-- Begin Dataset extract --

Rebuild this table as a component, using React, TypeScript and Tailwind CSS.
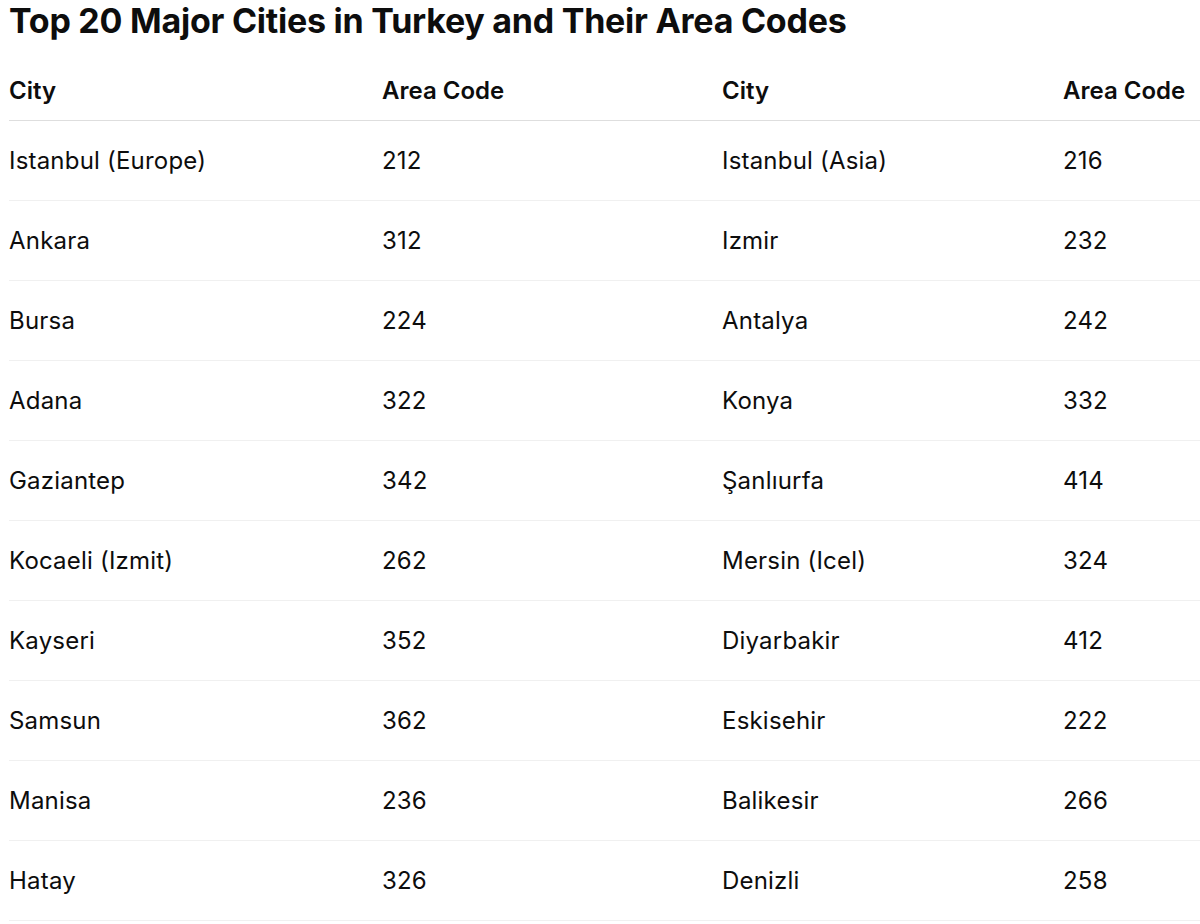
const rows: [string, string, string, string][] = [
  ["Istanbul (Europe)", "212", "Istanbul (Asia)", "216"],
  ["Ankara", "312", "Izmir", "232"],
  ["Bursa", "224", "Antalya", "242"],
  ["Adana", "322", "Konya", "332"],
  ["Gaziantep", "342", "Şanlıurfa", "414"],
  ["Kocaeli (Izmit)", "262", "Mersin (Icel)", "324"],
  ["Kayseri", "352", "Diyarbakir", "412"],
  ["Samsun", "362", "Eskisehir", "222"],
  ["Manisa", "236", "Balikesir", "266"],
  ["Hatay", "326", "Denizli", "258"],
];

export default function App() {
  return (
    <div
      className="h-[924px] w-[1200px] overflow-hidden bg-white pl-[9px] text-[#0d0d0d]"
      style={{ fontFamily: "Inter, 'Noto Sans', sans-serif" }}
    >
      <h1 className="pt-[1px] text-[34px] font-bold leading-[40px] tracking-[-0.25px]">
        Top 20 Major Cities in Turkey and Their Area Codes
      </h1>
      <div className="mt-[35px] grid grid-cols-[373px_340px_341px_1fr] border-b border-[#dedede] pb-[14px] text-[24px] font-semibold leading-[30px]">
        <div>City</div>
        <div>Area Code</div>
        <div>City</div>
        <div>Area Code</div>
      </div>
      {rows.map((r, i) => (
        <div
          key={i}
          className="grid h-[80px] grid-cols-[373px_340px_341px_1fr] items-center border-b border-[#f0f0f0] text-[24px] leading-[30px] tracking-[0.2px]"
        >
          <div>{r[0]}</div>
          <div>{r[1]}</div>
          <div>{r[2]}</div>
          <div>{r[3]}</div>
        </div>
      ))}
    </div>
  );
}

-- End Dataset extract --

Pictures are to be left out; repeat all the remaining data exactly.

Full response —
Rebuild this table as a component, using React, TypeScript and Tailwind CSS.
const rows: [string, string, string, string][] = [
  ["Istanbul (Europe)", "212", "Istanbul (Asia)", "216"],
  ["Ankara", "312", "Izmir", "232"],
  ["Bursa", "224", "Antalya", "242"],
  ["Adana", "322", "Konya", "332"],
  ["Gaziantep", "342", "Şanlıurfa", "414"],
  ["Kocaeli (Izmit)", "262", "Mersin (Icel)", "324"],
  ["Kayseri", "352", "Diyarbakir", "412"],
  ["Samsun", "362", "Eskisehir", "222"],
  ["Manisa", "236", "Balikesir", "266"],
  ["Hatay", "326", "Denizli", "258"],
];

export default function App() {
  return (
    <div
      className="h-[924px] w-[1200px] overflow-hidden bg-white pl-[9px] text-[#0d0d0d]"
      style={{ fontFamily: "Inter, 'Noto Sans', sans-serif" }}
    >
      <h1 className="pt-[1px] text-[34px] font-bold leading-[40px] tracking-[-0.25px]">
        Top 20 Major Cities in Turkey and Their Area Codes
      </h1>
      <div className="mt-[35px] grid grid-cols-[373px_340px_341px_1fr] border-b border-[#dedede] pb-[14px] text-[24px] font-semibold leading-[30px]">
        <div>City</div>
        <div>Area Code</div>
        <div>City</div>
        <div>Area Code</div>
      </div>
      {rows.map((r, i) => (
        <div
          key={i}
          className="grid h-[80px] grid-cols-[373px_340px_341px_1fr] items-center border-b border-[#f0f0f0] text-[24px] leading-[30px] tracking-[0.2px]"
        >
          <div>{r[0]}</div>
          <div>{r[1]}</div>
          <div>{r[2]}</div>
          <div>{r[3]}</div>
        </div>
      ))}
    </div>
  );
}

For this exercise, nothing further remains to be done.